■ **The exercise**:
Lines containing the word "index" should be extracted in full.
•••
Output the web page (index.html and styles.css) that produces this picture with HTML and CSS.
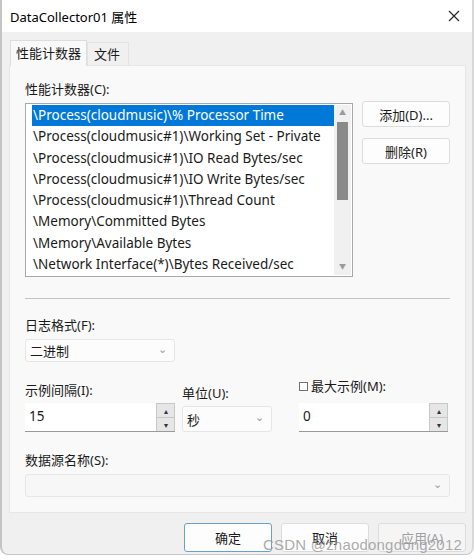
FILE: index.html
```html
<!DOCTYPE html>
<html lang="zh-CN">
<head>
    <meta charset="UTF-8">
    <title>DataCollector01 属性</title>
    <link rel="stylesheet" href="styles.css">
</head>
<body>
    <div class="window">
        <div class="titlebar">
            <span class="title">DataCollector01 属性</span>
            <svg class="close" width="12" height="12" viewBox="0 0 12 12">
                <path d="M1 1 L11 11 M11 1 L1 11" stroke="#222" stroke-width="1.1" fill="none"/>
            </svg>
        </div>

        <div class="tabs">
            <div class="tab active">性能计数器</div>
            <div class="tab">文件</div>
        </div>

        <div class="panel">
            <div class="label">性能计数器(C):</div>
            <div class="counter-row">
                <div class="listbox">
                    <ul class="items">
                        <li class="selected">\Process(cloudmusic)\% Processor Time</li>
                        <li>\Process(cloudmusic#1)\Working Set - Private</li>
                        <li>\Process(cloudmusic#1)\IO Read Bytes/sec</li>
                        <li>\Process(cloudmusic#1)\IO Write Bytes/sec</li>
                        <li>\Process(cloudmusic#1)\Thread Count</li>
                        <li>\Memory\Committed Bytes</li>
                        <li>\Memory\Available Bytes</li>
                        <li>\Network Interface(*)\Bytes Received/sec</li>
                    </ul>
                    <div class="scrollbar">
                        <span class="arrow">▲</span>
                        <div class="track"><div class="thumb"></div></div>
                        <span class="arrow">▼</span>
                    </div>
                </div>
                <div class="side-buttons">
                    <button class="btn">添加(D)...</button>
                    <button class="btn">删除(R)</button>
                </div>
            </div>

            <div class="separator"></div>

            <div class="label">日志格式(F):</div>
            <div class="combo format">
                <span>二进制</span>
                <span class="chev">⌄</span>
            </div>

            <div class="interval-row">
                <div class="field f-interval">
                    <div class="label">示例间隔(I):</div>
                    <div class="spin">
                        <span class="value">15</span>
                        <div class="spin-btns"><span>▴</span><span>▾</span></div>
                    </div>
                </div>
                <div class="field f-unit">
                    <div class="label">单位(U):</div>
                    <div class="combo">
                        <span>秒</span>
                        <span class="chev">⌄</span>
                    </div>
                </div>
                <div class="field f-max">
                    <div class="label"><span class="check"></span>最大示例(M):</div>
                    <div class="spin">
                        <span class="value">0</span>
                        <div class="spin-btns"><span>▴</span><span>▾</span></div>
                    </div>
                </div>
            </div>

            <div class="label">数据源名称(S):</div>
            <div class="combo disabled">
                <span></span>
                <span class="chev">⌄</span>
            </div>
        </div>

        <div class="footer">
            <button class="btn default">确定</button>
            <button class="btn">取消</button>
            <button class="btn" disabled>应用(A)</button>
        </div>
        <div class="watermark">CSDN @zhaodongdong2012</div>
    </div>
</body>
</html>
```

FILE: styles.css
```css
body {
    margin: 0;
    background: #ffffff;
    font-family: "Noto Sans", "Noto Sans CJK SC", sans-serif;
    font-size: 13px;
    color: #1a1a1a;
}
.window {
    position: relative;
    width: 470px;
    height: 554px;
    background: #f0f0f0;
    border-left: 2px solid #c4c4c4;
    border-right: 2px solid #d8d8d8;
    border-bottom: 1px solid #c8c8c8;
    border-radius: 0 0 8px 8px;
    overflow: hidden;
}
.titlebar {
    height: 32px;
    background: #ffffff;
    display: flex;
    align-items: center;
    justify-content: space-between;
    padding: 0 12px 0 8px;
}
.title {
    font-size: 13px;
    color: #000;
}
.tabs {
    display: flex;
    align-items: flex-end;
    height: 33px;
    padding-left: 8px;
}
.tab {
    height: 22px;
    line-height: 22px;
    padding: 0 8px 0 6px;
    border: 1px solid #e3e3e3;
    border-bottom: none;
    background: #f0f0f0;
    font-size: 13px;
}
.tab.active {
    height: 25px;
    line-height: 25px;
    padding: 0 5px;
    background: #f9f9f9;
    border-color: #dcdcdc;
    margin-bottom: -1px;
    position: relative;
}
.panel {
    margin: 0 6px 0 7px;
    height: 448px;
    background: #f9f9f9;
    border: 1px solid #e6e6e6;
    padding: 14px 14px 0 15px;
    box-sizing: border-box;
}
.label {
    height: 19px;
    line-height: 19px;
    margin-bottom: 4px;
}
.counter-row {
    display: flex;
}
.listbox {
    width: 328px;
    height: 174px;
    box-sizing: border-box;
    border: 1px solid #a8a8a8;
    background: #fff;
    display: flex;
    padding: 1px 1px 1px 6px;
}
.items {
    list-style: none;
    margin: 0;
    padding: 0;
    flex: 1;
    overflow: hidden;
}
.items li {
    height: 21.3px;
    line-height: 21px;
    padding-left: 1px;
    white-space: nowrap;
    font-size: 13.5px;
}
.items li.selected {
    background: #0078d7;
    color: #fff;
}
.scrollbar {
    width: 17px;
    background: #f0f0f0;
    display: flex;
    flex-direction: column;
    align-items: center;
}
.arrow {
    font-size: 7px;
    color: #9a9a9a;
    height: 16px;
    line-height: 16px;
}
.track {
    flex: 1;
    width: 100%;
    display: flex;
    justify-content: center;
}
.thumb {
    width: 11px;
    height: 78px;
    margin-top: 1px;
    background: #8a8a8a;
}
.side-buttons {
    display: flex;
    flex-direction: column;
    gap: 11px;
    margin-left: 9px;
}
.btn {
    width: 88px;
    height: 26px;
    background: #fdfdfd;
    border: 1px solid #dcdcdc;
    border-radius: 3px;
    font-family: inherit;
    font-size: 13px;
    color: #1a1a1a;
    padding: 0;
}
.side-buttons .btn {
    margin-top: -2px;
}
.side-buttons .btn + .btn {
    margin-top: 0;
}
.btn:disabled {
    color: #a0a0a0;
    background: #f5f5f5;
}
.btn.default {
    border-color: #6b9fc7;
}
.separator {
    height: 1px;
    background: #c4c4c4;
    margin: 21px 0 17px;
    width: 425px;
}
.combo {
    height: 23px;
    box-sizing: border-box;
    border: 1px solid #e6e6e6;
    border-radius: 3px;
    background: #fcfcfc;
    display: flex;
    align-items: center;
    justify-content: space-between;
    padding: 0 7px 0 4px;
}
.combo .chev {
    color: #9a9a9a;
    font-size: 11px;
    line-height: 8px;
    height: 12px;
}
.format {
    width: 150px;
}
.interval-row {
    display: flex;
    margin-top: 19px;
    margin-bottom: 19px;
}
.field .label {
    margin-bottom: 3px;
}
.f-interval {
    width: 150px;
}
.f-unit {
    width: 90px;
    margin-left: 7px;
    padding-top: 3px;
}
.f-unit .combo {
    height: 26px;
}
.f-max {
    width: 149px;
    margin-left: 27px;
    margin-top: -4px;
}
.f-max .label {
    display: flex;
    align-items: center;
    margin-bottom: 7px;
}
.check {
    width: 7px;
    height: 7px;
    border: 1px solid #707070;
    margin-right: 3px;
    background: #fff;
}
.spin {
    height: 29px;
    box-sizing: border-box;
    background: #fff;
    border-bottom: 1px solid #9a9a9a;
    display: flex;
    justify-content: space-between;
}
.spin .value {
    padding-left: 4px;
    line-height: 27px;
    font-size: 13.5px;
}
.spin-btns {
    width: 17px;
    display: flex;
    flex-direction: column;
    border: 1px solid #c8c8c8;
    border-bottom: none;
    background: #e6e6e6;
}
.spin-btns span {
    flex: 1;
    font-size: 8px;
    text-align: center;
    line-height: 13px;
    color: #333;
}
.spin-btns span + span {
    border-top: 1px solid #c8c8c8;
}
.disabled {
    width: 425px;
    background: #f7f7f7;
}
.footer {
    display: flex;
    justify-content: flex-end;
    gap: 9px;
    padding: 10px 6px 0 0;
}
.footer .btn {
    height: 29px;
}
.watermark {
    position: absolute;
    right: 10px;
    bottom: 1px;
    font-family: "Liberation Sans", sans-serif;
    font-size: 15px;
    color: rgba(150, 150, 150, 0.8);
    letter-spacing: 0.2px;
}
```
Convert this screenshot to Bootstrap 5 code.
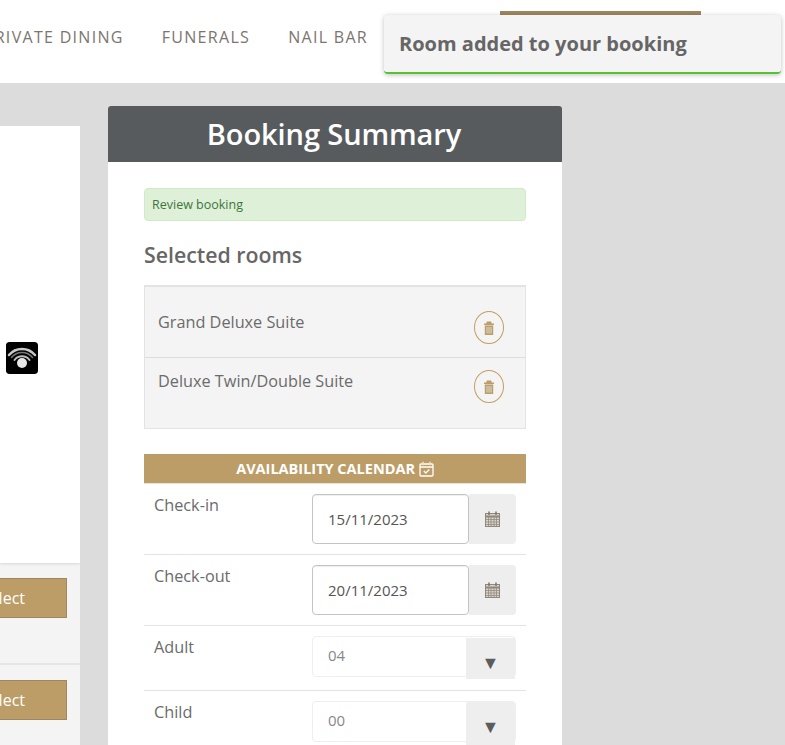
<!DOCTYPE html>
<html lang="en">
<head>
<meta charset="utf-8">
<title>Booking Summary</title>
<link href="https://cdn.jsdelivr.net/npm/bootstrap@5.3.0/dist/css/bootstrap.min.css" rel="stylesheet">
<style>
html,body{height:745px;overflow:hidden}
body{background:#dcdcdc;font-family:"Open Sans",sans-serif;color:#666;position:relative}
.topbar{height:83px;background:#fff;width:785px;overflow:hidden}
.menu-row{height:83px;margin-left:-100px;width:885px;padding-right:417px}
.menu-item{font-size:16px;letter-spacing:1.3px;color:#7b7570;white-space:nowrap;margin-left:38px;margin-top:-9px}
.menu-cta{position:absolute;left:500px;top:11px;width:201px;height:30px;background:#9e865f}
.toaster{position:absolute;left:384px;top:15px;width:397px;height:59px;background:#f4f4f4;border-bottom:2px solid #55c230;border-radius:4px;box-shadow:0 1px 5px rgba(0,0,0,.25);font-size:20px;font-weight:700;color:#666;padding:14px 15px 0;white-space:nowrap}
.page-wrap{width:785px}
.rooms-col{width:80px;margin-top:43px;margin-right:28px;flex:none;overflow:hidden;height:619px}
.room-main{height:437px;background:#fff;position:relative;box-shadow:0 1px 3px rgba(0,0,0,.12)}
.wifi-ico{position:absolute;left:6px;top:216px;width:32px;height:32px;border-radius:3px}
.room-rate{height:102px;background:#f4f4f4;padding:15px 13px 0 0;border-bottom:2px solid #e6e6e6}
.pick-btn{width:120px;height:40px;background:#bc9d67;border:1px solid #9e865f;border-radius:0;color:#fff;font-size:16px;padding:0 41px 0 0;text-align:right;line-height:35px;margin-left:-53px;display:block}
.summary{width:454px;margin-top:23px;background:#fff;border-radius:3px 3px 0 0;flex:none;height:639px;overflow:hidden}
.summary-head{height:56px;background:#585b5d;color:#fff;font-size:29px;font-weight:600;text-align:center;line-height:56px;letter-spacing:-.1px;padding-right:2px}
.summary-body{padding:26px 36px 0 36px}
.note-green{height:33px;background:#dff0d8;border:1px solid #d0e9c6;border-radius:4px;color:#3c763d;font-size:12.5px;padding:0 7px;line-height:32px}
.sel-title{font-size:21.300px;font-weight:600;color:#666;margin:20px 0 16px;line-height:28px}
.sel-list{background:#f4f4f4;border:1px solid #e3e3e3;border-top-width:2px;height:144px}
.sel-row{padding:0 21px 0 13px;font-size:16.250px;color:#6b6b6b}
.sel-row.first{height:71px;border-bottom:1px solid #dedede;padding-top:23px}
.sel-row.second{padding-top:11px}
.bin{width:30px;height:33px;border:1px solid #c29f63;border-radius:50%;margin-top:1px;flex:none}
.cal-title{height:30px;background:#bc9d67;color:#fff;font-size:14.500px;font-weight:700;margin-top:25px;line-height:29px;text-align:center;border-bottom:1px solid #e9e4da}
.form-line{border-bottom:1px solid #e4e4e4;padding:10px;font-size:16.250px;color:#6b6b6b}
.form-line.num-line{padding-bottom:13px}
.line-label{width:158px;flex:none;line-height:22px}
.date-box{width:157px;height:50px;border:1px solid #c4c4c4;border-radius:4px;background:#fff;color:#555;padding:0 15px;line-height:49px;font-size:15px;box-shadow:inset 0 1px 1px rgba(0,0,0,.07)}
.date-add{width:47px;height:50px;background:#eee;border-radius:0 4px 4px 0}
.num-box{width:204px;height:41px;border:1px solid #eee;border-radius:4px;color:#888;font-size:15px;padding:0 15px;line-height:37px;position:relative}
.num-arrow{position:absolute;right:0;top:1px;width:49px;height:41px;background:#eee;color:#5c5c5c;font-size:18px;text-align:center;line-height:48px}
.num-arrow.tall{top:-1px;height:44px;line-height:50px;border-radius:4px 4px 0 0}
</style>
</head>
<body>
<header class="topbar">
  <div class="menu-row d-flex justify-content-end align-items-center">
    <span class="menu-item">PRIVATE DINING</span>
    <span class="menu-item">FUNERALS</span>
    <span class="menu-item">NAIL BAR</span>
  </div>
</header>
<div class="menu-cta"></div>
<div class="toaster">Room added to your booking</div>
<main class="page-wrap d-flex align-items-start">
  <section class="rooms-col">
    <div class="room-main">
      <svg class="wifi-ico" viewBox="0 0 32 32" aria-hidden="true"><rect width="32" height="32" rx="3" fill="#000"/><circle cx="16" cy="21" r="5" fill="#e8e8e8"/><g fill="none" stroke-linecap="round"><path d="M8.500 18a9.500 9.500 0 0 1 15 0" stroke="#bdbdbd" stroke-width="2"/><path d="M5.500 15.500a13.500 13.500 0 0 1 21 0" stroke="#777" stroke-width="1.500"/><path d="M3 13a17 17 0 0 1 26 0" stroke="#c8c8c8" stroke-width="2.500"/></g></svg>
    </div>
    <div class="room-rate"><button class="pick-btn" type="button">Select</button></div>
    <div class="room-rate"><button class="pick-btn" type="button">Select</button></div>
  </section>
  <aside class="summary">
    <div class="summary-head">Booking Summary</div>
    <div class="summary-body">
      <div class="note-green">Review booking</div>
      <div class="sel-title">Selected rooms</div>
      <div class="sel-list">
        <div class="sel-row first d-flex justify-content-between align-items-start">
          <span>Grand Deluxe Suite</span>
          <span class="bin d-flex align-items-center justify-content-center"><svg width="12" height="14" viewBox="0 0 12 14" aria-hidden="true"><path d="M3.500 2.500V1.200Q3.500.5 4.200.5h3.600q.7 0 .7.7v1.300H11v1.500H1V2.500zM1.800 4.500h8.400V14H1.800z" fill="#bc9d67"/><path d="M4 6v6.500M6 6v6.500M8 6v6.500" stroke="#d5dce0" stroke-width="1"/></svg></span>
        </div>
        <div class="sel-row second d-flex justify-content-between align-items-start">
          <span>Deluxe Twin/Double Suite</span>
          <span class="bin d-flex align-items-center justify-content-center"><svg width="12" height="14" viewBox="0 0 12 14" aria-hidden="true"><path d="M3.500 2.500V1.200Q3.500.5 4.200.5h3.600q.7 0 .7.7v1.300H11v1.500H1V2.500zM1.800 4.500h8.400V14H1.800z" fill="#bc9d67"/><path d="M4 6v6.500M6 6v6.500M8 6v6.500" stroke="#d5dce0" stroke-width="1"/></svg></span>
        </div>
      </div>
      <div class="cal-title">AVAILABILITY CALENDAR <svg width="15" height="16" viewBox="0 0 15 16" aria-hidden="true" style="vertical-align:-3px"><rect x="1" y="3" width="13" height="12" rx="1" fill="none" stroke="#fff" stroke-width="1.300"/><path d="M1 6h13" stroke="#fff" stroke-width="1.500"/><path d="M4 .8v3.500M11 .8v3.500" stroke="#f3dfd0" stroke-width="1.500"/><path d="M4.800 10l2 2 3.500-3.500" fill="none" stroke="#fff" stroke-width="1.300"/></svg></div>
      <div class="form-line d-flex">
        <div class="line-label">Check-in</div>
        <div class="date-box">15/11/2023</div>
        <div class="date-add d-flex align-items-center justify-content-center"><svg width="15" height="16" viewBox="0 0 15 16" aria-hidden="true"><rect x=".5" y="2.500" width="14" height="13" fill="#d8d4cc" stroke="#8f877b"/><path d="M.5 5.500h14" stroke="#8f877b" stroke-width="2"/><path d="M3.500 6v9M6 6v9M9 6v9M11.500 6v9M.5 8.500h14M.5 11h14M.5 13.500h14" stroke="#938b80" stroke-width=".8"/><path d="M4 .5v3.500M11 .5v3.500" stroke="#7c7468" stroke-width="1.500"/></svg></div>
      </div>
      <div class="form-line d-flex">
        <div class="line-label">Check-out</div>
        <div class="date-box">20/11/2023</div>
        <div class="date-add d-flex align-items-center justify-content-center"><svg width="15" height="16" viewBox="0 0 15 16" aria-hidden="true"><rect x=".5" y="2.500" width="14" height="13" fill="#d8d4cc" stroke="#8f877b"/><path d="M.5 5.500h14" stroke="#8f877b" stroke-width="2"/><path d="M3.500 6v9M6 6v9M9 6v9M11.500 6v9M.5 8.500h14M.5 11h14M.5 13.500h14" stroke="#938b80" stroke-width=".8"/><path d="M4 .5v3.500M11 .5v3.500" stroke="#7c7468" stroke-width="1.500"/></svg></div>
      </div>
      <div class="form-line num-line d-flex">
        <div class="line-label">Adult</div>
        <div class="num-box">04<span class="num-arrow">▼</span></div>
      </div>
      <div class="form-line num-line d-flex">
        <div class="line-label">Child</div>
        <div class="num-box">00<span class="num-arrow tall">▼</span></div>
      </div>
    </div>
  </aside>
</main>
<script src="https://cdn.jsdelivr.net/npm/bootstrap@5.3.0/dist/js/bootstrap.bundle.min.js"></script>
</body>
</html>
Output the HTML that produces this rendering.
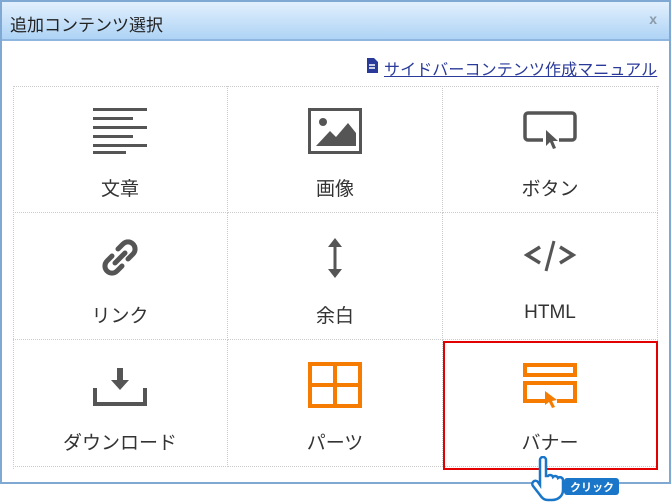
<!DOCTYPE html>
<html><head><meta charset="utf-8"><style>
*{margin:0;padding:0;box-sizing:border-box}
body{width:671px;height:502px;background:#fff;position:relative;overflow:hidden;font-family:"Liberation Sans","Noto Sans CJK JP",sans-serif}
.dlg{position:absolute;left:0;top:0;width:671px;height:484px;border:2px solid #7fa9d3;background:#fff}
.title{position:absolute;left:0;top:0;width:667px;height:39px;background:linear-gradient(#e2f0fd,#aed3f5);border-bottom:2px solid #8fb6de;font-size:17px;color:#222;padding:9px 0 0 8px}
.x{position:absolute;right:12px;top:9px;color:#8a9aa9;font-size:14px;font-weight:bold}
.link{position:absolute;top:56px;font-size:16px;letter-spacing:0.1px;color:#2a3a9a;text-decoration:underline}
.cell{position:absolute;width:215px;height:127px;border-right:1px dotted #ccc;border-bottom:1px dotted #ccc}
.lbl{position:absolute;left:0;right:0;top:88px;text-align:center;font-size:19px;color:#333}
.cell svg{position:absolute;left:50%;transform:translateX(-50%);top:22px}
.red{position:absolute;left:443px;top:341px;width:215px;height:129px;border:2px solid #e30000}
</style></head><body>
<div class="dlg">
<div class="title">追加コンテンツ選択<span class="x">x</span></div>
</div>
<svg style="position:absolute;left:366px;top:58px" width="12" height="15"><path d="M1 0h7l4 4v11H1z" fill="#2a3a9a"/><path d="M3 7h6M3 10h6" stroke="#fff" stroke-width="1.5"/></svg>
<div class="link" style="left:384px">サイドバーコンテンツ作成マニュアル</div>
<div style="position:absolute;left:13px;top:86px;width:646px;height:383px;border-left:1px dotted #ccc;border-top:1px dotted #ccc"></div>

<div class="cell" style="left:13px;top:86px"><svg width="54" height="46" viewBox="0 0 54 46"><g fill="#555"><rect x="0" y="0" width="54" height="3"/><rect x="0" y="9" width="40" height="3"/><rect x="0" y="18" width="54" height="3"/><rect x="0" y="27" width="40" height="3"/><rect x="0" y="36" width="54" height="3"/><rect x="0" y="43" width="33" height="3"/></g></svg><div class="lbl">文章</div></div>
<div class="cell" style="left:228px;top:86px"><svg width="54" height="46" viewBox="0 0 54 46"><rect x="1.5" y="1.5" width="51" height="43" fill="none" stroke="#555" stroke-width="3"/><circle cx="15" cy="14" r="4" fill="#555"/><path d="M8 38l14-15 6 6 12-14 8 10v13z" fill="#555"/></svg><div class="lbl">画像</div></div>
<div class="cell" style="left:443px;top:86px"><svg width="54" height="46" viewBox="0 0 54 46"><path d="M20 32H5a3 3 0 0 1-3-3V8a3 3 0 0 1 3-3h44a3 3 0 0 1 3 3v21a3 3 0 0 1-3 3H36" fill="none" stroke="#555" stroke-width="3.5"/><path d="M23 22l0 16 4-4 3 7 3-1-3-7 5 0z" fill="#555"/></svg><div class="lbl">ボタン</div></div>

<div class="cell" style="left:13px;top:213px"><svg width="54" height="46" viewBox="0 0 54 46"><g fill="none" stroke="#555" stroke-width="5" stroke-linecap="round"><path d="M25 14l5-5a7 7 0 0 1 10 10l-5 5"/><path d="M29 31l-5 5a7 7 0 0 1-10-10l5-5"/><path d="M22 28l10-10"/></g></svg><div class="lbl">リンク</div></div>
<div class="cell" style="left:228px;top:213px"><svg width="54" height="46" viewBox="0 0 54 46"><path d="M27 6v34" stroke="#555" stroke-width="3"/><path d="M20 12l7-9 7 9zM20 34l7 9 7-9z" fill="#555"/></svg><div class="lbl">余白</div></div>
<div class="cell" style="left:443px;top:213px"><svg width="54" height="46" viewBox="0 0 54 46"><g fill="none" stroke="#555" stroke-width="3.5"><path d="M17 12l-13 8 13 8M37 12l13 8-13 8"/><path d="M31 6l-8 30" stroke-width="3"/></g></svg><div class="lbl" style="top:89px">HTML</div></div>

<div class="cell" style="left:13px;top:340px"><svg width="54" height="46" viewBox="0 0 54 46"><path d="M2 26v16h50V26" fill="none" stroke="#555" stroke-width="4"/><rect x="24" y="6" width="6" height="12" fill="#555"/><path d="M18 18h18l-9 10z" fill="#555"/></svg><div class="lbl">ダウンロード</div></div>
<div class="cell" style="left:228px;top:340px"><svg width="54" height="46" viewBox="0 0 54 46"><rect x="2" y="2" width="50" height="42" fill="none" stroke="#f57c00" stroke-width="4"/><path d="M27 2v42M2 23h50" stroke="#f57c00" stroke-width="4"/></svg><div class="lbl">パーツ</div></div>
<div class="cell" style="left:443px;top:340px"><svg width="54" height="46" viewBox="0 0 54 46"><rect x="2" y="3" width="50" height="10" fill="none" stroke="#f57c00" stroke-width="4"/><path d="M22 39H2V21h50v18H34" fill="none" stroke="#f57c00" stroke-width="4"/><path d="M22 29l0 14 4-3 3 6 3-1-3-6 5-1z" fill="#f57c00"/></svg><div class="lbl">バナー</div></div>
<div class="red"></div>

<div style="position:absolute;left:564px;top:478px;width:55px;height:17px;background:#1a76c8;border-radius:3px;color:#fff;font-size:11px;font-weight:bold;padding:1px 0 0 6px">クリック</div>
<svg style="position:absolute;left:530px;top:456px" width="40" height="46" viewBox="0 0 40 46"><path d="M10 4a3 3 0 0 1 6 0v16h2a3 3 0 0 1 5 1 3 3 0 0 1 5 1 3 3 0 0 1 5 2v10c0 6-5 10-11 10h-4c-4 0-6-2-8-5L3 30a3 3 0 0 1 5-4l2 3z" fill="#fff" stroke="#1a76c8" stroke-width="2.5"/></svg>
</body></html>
•••
■ **Final result**:
Output the web page (index.html and styles.css) that produces this picture with HTML and CSS.
FILE: index.html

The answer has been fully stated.